As headline inflation continues to cool down in recent months and quarters, after heating up during the second half of 2021 and becoming red hot during 2022, we look at how the two commonly used instruments offering direct exposure to inflation have performed during the recent inflationary period:
Inflation-linked bonds
Inflation swaps
There is published literature analysing and discussing the suitability of inflation-linked bonds’ as a hedge against inflation in diversified portfolios if not held to maturity, compared with inflation swaps.
Returns from holding inflation-linked bonds are driven by:
Coupon rate
Capital appreciation/depreciation
Inflation accretion over the holding period
The primary component of total returns for a long-duration inflation-linked bond however, tends to be capital appreciation/depreciation derived from the move in real-yields. Real yields are the returns that a bond investor earns from interest payments adjusted for inflation, and is usually calculated by deducting the expected inflation rate from the nominal yield 1.
Source: Parameta Solutions
Although rising inflation affects the inflation ratio component of returns, it usually supports tighter monetary policy and rising nominal interest rates, thereby causing a drop or depreciation in capital value of bonds including those of inflation-linked bonds. Longer maturity bonds are usually affected more based on market’s expectation of long-term interest rates.
As evident from the chart below, the 10y real yield has gone from negative territory to positive territory, which is reflected in the performance of the iShares EUR Inflation Linked Govt Bond UCITS ETF.
Source: Bloomberg Inflation swaps come in many flavours, zero-coupon inflation swaps (ZCIS), real rate swaps, and Year-on-Year (YoY) swaps. ZCIS are considered pure inflation instruments, and are the most common form of inflation swaps given their simple structure in which exchange of cash flows (a compounded fixed payment is exchanged for a variable payment linked to a measure of cumulative accrued inflation, such as the retail prices index) occurs only at maturity.
Returns from ZCIS, are driven mainly by:
changes in inflation expectations compared with that at the time of striking the swap
inflation risk premium
ZCIS are used typically as an overlay on existing portfolios/assets, and being derivatives they offer:
capital efficiency of not having to allocate cash
flexibility in managing differing maturities/tenors
information about market implied inflation which is reflected in swap valuation
Parameta Solutions Breakeven Inflation Swap Indices (BISI) provides an indicative measure of the returns from investing in an unfunded monthly rolling ZCIS. BISI are designed to be investable indices that:
maintain “constant maturity” from one month to the next
effectively “lock-in” the returns generated from changes in inflation expectations during the month
Source: Parameta Solutions, Bloomberg As Eurozone inflation started rising during the summer of 2021, the 10y BISI performance reflected the expectation of 10y breakeven inflation which had started to increase too. The 10y BISI index started its downward trend from around Q4’2023 as expectations of inflation started to taper down.

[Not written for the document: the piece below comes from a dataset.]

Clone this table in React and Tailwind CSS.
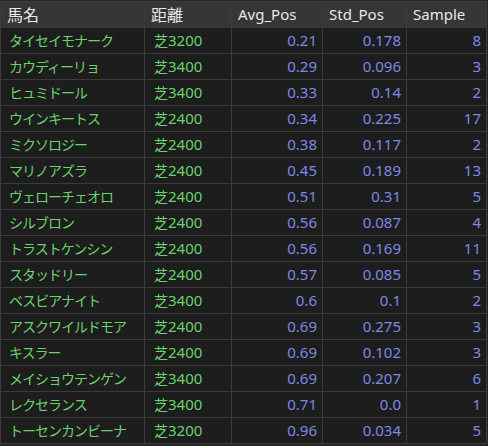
import React from "react";

const rows = [
  ["タイセイモナーク", "芝3200", "0.21", "0.178", "8"],
  ["カウディーリョ", "芝3400", "0.29", "0.096", "3"],
  ["ヒュミドール", "芝3400", "0.33", "0.14", "2"],
  ["ウインキートス", "芝2400", "0.34", "0.225", "17"],
  ["ミクソロジー", "芝2400", "0.38", "0.117", "2"],
  ["マリノアズラ", "芝2400", "0.45", "0.189", "13"],
  ["ヴェローチェオロ", "芝2400", "0.51", "0.31", "5"],
  ["シルブロン", "芝2400", "0.56", "0.087", "4"],
  ["トラストケンシン", "芝2400", "0.56", "0.169", "11"],
  ["スタッドリー", "芝2400", "0.57", "0.085", "5"],
  ["ベスビアナイト", "芝3400", "0.6", "0.1", "2"],
  ["アスクワイルドモア", "芝2400", "0.69", "0.275", "3"],
  ["キスラー", "芝2400", "0.69", "0.102", "3"],
  ["メイショウテンゲン", "芝3400", "0.69", "0.207", "6"],
  ["レクセランス", "芝3400", "0.71", "0.0", "1"],
  ["トーセンカンビーナ", "芝3200", "0.96", "0.034", "5"],
];

const headers = ["馬名", "距離", "Avg_Pos", "Std_Pos", "Sample"];

export default function App() {
  return (
    <div className="w-[488px] h-[446px] bg-[#262626] pt-px overflow-hidden font-['Noto_Sans','Noto_Sans_CJK_JP',sans-serif]">
      <div className="w-[487px] grid grid-cols-[143px_86px_90px_83px_79px] gap-px bg-[#3b3b3b] p-px">
        {headers.map((h, i) => (
          <div
            key={h}
            className={
              "h-[25px] bg-[#363636] text-[#e8e8e8] leading-[25px] pl-[6px] pr-[6px] whitespace-nowrap " +
              (i < 2 ? "text-[16px] font-['Noto_Sans_CJK_JP',sans-serif]" : "text-[15px]")
            }
          >
            {h}
          </div>
        ))}
        {rows.map((r, i) => (
          <React.Fragment key={i}>
            <div className="h-[25px] bg-[#1d1d1d] text-[#6bd36b] text-[14px] tracking-[-1px] leading-[25px] pl-[8px] whitespace-nowrap font-['Noto_Sans_CJK_JP',sans-serif]">
              {r[0]}
            </div>
            <div className="h-[25px] bg-[#1d1d1d] text-[#6bd36b] text-[15px] leading-[25px] pl-[9px] whitespace-nowrap">
              <span className="font-['Noto_Sans_CJK_JP',sans-serif] text-[14px]">{r[1].slice(0, 1)}</span>
              {r[1].slice(1)}
            </div>
            <div className="h-[25px] bg-[#1d1d1d] text-[#7d88e6] text-[15px] leading-[25px] pr-[5px] text-right">
              {r[2]}
            </div>
            <div className="h-[25px] bg-[#1d1d1d] text-[#7d88e6] text-[15px] leading-[25px] pr-[5px] text-right">
              {r[3]}
            </div>
            <div className="h-[25px] bg-[#1d1d1d] text-[#7d88e6] text-[15px] leading-[25px] pr-[5px] text-right">
              {r[4]}
            </div>
          </React.Fragment>
        ))}
      </div>
    </div>
  );
}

Comparing a hypothetical total return (TR) version of the 10y BISI (reflecting returns on a notional amount from investing the index value in overnight money markets) with that of the ETF since Aug-2021, presents an interesting perspective. BISI seems to be benefit not just from the inherent behaviour of ZCIS capturing the changes in inflation expectations but also from the money market returns from higher interest rates.
Source: Parameta Solutions, Bloomberg In summary, systematic rolling investment strategy in ZCIS, such as BISI, provides a comprehensive set of building blocks for market participants to:
facilitate issuance of tracker investment products offering exposure to changes in inflation expectations, at a particular tenor or combination of tenors
allow for implementing systematic inflation strategies, such as 2y-10y inflation steepener or flattener, or even dynamically switching between the two tenors based on market or other economic signals
may find use in performance measurement or attribution of portfolio returns into inflation expectations component and real yield element
as building blocks for bespoke benchmarks for portfolios relative to mandates
In the case of a portfolio of inflation swaps, such as in the UK, that roll down to maturity over time, variants of BISI maybe created that mimic such an approach. Given the nature of such variants, vintages of indices would need to be developed for facilitating such use cases.